Pada kali ini saya mendapatkan kesempatan untuk berkunjung ke Jakarta Smart City (JSC) yang beralamat di Gedung Balai Kota DKI Jakarta, Jl. Medan Merdeka Sel. No.8-9 Blok B Lantai 3, RT.11/RW.2, Gambir, Kecamatan Gambir, Kota Jakarta Pusat, Daerah Khusus Ibukota Jakarta, dalam rangka Kuliah Kerja Lapangan Mahasiswa Manajemen Universitas Muhammadiyah Yogyakarta.
Transformasi digital kini merambah semua aspek kehidupan, termasuk pelayanan publik. Pemerintah Provinsi DKI Jakarta menghadirkan aplikasi Jakarta Kini (JAKI) sebagai solusi untuk mempermudah masyarakat dalam menyampaikan pengaduan, mendapatkan informasi, dan menikmati layanan publik. Sejak diluncurkan pada tahun 2019, JAKI telah menjadi super-app yang mengintegrasikan lebih dari 60 fitur dari berbagai Organisasi Perangkat Daerah (OPD), menjadikannya alat yang efektif untuk memajukan konsep Smart City.
Mengapa JAKI Penting?
Dengan pertumbuhan penduduk yang pesat, tantangan pelayanan publik di Jakarta semakin kompleks. JAKI hadir sebagai alat bantu untuk menjawab kebutuhan tersebut. Aplikasi ini memberikan akses ke berbagai fitur seperti pelaporan warga, informasi pajak, harga pangan, berita, transportasi publik, hingga layanan rekreasi. Salah satu fitur andalannya, JakLapor, memungkinkan masyarakat melaporkan masalah seperti sampah, banjir, hingga parkir liar. Proses pelaporan ini terintegrasi langsung dengan sistem Cepat Respons Masyarakat (CRM), yang dirancang untuk mempercepat penyelesaian aduan.

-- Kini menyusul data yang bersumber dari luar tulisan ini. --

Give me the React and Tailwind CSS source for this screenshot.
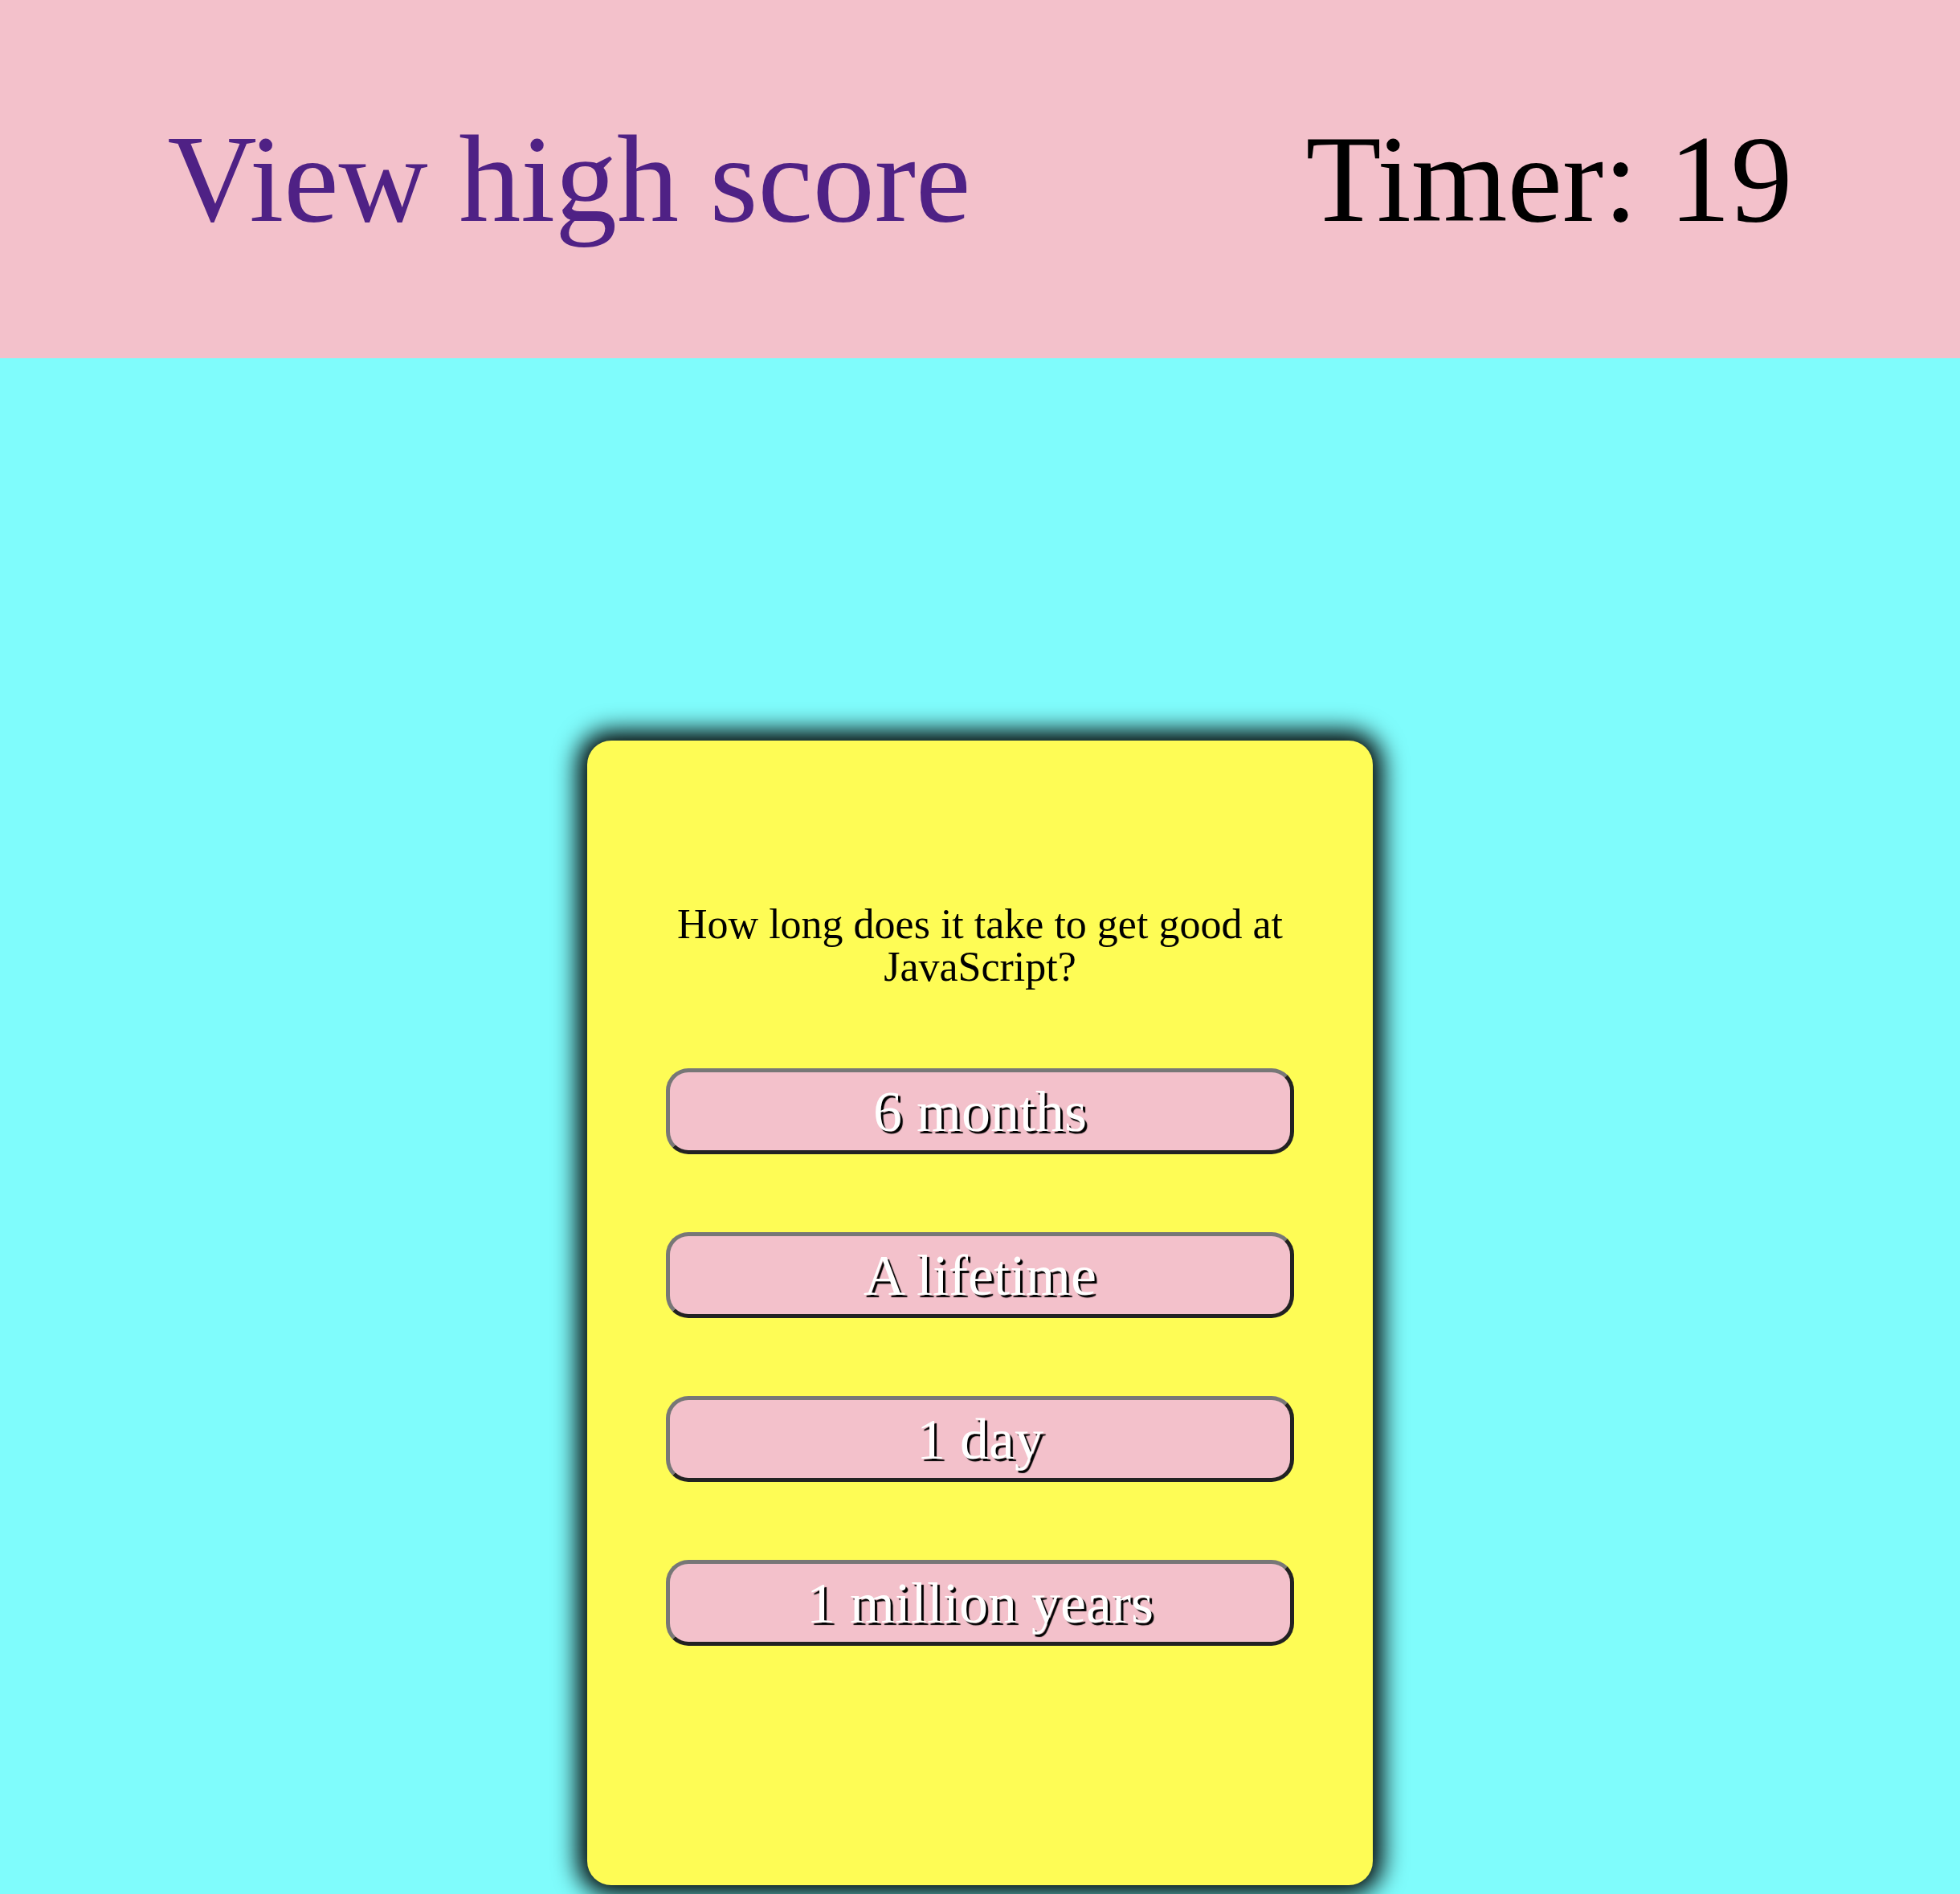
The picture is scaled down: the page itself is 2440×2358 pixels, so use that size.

Menurut data tahun 2023, terdapat lebih dari 173.000 laporan yang diterima melalui JAKI, dengan kategori masalah terbanyak mencakup jalan rusak, pohon tumbang, dan parkir liar. Angka ini menunjukkan kepercayaan masyarakat terhadap aplikasi ini sebagai kanal utama pengaduan publik.
Keunggulan dan Tantangan JAKI
JAKI telah memperoleh berbagai penghargaan bergengsi, seperti IDC Award 2021 dan WSIS 2022, sebagai pengakuan atas inovasi dalam pelayanan publik. Namun, aplikasi ini juga menghadapi sejumlah kendala, seperti:
Masalah teknis: Pengguna sering mengalami error, seperti logout tiba-tiba atau kesulitan mengakses fitur tertentu.
Tingkat literasi digital: Banyak warga yang belum memahami cara optimal menggunakan aplikasi ini.
Keamanan data: Kekhawatiran mengenai perlindungan data pribadi masih menjadi perhatian utama pengguna.
Meski begitu, Pemerintah Provinsi DKI Jakarta terus melakukan pengembangan untuk meningkatkan pengalaman pengguna, seperti penambahan fitur personalisasi dan penggunaan dwibahasa di aplikasi JAKI 3.0.
Saran untuk Pengembangan
Agar JAKI semakin relevan dan efektif, beberapa langkah pengembangan dapat dilakukan, seperti:
Optimasi teknologi: Memperbaiki sistem untuk mencegah error dan mempercepat pemrosesan laporan.
Edukasi masyarakat: Mengadakan pelatihan dan kampanye untuk meningkatkan pemahaman masyarakat tentang penggunaan JAKI.
Transparansi: Memastikan proses pelaporan dapat dipantau secara real-time untuk membangun kepercayaan publik.
Keamanan data: Meningkatkan perlindungan terhadap data pengguna untuk mencegah peretasan.
Kesimpulan
JAKI telah membuktikan dirinya sebagai inovasi yang mampu menjembatani kebutuhan masyarakat Jakarta dengan pelayanan publik. Namun, tantangan teknis dan sosial yang ada perlu segera diatasi untuk memastikan keberlanjutan aplikasi ini sebagai alat utama dalam pengaduan publik.
Melalui komitmen untuk terus berinovasi, JAKI memiliki potensi besar untuk menjadi model pelayanan publik berbasis teknologi yang tidak hanya memudahkan masyarakat Jakarta, tetapi juga menjadi inspirasi bagi kota-kota lain di Indonesia.